While sustainability continues to become mainstream in supply chains, small farmers are often left behind. A fundamental basis of any functional strategy is to address the resilience of these smallholders.

The importance of a farmer’s ability to bounce back from shocks and stresses should be acutely obvious, especially in a post-COVID 19 world. The option to simply shift sourcing to other suppliers or regions may not be viable when disruptions are large or widespread. The good news is that it’s not difficult to add resilience to your current strategy. A recent COSA study shows how a few key resilience metrics can reveal important and actionable insights.

 

 

So, what factors make a household or community resilient? For many years, resilience was an inexact field and the lack of consistent guidance or standardized understanding of metrics plagued researchers and led to very high costs. Lengthy, complicated projects, plagued by academic and difficult-to-use findings, turned a good idea into something inaccessible thus useless to most projects or supply chains.

It would be unfair to fault organizations for not looking at farmer resilience as part of their sustainability programs before now. Until very recently, there were no simple or practical ways to measure small farmer resilience. That has changed. With the support of the Ford Foundation, COSA has played a leading role in shifting resilience measurement for smallholders from conceptual to pragmatic. We convened practitioner experts such as Lutheran World Relief, International Center for Tropical Agriculture (CIAT), Conservation International, Sustainable Food Lab SFL, Catholic Relief Services, and Root Capital) in a Resilience Working Group and distilled highly functional indicators and metrics from their collective experience and from the best existing literature on the subject.

We undertook to simplify resilience measurement, standardize key indicators, and reduce costs. Our goal was to have more accessible resilience measurement so that all kinds of users could finally get fast and actionable results at a fraction of the previous cost. With the working group, we developed a foundational Resilience Measurement Tool including standard resilience indicators for farm households.

We tested the work in different settings from Syria and Nicaragua to Peru and Kenya.

 

A recent COSA study offers fresh evidence for why understanding farmer resilience offers practical value. Using the basic set of 11 key resilience indicators, we assessed small farmers in Nicaragua who, from 2015 to 2019, faced one unexpected shock after another.

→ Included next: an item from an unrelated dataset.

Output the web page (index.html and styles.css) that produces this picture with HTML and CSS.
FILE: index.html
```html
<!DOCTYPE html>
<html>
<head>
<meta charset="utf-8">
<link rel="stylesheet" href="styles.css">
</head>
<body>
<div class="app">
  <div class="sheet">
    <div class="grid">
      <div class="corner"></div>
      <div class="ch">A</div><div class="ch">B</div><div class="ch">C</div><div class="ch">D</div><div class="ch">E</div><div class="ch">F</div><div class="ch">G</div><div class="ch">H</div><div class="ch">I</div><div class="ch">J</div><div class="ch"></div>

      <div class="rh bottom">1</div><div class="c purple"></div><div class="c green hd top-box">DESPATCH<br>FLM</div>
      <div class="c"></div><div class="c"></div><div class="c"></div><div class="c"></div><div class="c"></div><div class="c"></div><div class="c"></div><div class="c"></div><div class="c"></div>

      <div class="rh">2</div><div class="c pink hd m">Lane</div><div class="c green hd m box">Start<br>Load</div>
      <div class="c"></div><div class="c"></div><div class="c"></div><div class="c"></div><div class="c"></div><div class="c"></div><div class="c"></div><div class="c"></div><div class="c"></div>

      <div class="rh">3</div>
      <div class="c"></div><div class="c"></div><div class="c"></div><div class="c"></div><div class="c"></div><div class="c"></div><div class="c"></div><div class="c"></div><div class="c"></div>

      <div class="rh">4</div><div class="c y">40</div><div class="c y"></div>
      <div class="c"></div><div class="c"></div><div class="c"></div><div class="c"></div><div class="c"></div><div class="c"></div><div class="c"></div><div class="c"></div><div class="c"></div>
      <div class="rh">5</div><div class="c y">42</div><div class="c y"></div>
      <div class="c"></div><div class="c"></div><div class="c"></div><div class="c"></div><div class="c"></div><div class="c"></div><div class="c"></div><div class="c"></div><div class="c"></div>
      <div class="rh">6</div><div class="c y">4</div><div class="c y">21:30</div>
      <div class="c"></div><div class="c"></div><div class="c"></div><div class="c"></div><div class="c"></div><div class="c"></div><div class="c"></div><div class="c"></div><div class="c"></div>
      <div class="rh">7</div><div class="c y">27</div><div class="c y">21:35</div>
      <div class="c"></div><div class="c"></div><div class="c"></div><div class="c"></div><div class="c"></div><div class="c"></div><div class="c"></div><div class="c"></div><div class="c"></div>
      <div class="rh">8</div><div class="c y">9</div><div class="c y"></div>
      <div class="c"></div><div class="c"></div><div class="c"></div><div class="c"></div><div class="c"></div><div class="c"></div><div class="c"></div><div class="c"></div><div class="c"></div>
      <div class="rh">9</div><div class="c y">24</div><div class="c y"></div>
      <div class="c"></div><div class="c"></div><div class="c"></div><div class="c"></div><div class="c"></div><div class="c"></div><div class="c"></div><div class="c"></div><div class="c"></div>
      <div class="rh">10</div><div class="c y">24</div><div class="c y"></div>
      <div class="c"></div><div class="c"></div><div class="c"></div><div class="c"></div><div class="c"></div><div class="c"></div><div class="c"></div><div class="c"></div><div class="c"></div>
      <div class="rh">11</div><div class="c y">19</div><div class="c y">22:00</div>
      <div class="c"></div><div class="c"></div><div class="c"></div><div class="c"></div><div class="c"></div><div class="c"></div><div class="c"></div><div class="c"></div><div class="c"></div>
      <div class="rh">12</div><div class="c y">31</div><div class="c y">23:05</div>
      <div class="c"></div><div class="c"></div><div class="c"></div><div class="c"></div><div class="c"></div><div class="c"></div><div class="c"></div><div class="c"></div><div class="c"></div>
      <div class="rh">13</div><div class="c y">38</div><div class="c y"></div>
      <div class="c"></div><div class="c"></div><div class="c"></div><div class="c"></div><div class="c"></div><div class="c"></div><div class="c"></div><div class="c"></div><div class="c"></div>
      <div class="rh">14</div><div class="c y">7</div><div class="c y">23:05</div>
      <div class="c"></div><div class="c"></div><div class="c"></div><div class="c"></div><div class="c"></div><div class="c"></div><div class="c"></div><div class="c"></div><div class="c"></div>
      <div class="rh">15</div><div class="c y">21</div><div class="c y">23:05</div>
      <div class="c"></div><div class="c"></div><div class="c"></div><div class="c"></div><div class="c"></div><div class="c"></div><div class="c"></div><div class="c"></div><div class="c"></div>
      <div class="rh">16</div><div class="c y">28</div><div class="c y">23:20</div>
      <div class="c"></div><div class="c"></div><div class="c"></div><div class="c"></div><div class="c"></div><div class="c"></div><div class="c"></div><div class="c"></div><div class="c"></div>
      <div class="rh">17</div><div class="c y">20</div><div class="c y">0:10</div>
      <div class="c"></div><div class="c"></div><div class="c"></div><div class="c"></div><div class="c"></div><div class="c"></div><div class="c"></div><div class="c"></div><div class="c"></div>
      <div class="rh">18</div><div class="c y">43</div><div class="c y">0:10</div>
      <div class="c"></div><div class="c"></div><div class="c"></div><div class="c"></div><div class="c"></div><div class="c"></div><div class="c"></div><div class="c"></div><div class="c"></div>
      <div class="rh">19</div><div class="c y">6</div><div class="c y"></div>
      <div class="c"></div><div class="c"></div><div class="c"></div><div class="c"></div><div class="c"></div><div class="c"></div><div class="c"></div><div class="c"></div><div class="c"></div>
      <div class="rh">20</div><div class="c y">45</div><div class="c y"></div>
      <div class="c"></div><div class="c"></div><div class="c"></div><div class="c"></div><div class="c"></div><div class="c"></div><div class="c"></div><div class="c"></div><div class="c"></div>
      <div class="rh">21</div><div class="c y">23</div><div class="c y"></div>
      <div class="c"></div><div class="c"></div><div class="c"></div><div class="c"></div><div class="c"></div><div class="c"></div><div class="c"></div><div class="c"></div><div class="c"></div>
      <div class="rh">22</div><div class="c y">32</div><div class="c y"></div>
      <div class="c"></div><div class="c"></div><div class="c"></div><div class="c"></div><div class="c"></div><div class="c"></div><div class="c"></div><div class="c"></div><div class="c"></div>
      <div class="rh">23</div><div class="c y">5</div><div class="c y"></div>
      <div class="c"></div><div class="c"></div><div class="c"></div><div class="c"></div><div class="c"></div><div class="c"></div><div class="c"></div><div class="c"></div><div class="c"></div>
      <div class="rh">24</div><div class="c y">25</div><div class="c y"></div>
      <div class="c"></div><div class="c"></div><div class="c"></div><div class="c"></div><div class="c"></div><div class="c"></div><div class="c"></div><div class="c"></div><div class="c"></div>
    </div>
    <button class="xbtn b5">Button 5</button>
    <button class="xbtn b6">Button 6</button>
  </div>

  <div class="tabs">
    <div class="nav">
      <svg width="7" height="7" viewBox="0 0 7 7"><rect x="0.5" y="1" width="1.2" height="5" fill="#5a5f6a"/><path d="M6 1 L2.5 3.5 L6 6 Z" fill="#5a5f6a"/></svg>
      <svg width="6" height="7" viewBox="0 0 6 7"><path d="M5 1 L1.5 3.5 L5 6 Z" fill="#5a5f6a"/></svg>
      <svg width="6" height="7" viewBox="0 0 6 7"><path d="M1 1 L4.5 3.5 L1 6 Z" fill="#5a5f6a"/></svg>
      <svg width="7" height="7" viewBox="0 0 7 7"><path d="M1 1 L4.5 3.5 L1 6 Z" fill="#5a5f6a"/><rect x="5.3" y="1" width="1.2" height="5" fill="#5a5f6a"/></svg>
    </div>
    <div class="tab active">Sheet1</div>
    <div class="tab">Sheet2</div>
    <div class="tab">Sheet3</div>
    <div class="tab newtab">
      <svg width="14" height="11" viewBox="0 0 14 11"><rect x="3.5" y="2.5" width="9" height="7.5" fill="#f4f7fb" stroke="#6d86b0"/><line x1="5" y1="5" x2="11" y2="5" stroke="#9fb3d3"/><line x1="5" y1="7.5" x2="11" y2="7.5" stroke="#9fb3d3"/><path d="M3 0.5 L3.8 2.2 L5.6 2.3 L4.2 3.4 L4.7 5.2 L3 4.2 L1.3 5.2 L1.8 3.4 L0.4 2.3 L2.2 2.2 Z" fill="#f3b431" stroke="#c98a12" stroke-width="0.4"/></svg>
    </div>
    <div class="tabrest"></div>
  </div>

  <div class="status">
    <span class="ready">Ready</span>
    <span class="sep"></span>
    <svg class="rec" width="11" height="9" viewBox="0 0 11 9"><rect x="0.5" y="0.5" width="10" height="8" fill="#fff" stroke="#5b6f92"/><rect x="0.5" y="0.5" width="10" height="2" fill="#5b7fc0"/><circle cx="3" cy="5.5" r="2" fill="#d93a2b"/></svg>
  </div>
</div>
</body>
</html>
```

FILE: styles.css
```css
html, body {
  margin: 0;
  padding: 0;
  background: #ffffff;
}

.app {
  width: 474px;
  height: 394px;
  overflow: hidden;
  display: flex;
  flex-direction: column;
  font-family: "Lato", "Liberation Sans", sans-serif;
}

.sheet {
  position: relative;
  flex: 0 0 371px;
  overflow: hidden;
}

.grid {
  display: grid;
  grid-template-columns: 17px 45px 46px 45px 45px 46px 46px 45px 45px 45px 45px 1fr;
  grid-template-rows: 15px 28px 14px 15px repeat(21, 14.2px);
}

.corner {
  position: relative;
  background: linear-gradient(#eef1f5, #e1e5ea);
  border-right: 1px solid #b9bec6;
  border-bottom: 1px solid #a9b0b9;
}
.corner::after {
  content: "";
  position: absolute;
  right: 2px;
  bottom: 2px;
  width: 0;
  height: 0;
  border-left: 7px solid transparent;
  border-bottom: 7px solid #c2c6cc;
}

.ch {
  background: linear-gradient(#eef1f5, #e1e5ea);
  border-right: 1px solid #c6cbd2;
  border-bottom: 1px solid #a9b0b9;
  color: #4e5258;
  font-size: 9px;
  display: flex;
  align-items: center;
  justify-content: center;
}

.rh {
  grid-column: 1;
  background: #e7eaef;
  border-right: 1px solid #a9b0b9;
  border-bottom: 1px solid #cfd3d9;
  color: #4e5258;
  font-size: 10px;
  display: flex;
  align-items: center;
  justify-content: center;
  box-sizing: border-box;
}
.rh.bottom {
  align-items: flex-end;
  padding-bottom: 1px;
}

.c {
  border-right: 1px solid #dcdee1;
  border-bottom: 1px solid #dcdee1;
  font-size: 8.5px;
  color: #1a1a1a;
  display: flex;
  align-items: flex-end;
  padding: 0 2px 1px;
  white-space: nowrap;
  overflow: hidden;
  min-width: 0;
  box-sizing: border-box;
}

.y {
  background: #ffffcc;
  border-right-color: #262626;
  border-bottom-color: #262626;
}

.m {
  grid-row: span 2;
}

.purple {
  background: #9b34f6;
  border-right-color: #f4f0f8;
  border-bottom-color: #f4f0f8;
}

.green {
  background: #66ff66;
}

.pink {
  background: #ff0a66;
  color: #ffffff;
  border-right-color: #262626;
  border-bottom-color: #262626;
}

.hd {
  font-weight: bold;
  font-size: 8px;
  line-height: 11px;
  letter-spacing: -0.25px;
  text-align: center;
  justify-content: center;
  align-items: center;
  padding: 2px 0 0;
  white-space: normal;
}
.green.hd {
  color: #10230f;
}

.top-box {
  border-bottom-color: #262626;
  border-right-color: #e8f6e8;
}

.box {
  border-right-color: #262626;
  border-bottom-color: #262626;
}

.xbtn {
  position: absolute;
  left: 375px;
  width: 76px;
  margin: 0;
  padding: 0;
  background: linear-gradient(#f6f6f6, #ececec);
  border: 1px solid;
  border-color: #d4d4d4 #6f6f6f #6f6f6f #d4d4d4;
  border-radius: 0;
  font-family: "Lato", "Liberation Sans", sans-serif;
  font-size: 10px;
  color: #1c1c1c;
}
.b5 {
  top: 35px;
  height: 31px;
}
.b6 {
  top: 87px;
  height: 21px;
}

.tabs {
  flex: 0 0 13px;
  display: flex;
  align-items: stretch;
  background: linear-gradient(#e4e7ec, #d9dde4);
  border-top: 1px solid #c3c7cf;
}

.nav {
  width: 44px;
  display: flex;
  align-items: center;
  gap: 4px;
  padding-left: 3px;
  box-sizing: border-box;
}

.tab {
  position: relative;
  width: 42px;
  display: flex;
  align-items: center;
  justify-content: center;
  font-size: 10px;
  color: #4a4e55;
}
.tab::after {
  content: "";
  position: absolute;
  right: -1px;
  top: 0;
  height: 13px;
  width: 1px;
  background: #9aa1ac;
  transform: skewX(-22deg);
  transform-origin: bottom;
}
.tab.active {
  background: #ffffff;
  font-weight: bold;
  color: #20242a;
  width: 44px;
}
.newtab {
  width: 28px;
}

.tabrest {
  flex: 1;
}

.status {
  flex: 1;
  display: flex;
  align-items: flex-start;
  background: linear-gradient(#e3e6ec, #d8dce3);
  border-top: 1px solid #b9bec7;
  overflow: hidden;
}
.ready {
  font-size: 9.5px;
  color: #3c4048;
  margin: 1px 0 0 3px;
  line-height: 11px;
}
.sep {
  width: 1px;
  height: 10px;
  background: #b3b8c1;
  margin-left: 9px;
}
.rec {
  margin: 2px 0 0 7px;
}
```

Just when vulnerable farmers thought they were overcoming one major challenge – widespread coffee leaf disease – they were hit with a double blow in the form of civil unrest and then significant price declines. Against this backdrop of diverse setbacks, we set out to identify the most vulnerable groups, estimate farmers’ resilience, and explore the role of resilience in recovering from a shock.

The uncertainty produced by these shocks forced some farmers to migrate. Of those that remained, some fared better than others. Analysis suggests that farmers’ ability to cope with risk is strongly correlated with specific short-term preparedness strategies such as the use of good agricultural practices, soil and water conservation practices, and certainly diversification strategies. We also tested social safety nets related to finance and health.

 

 

Despite the significant effects of concurrent shocks, farmers with higher resilience scores performed significantly better. In fact, we observed that the higher the resilience level of the farmer, the higher the probability of recovery. Furthermore, this is an exponential effect; the more resilient you are, the more likely that a minimum increase in resilience will imply a higher probability of recovery.

When the factors that contribute to a farmer’s resilience are understood, companies or governments can target investments in the key drivers that enable households and communities to better face shocks and prepare adequate response plans. Getting real-time, accessible resilience information is not complicated; it can be as simple and low cost as including the basic set of 11 resilience KPIs into existing sustainability M&E programs. More comprehensive approaches are also readily available with a core set of 27 indicators. For more rigorous studies, the COSA resilience working group identified a full set of 76 resilience indicators that are available to anyone as a public good.

Others are contributing to the science of resilience. USAID’s Feed the Future Learning Community, with climate scientists from the CGIAR network, used COSA’s work, especially the farm-level indicators, in its USAID field guide. The Resilience Measurement Community of Practice (RMEL), with more than 90 organizational members (including COSA), also aims to strengthen good practices and the evidence base for resilience investments.

Value chain stakeholders and governments are searching for ways to make a difference. USAID writes that “to track progress against resilience objectives, companies will need to regularly monitor the conditions on the ground. This will include … monitoring activities put in place to build resilience within farming communities.” We could not agree more.

There is more work to be done to integrate household and community systems for a clearer picture of resilience. But for any business or NGO working with smallholders, resilience data points out strengths and weaknesses and provides clear direction for how to effectively target resources to help families prepare for and react to stressors and shocks in ways that limit vulnerability and promote sustainability.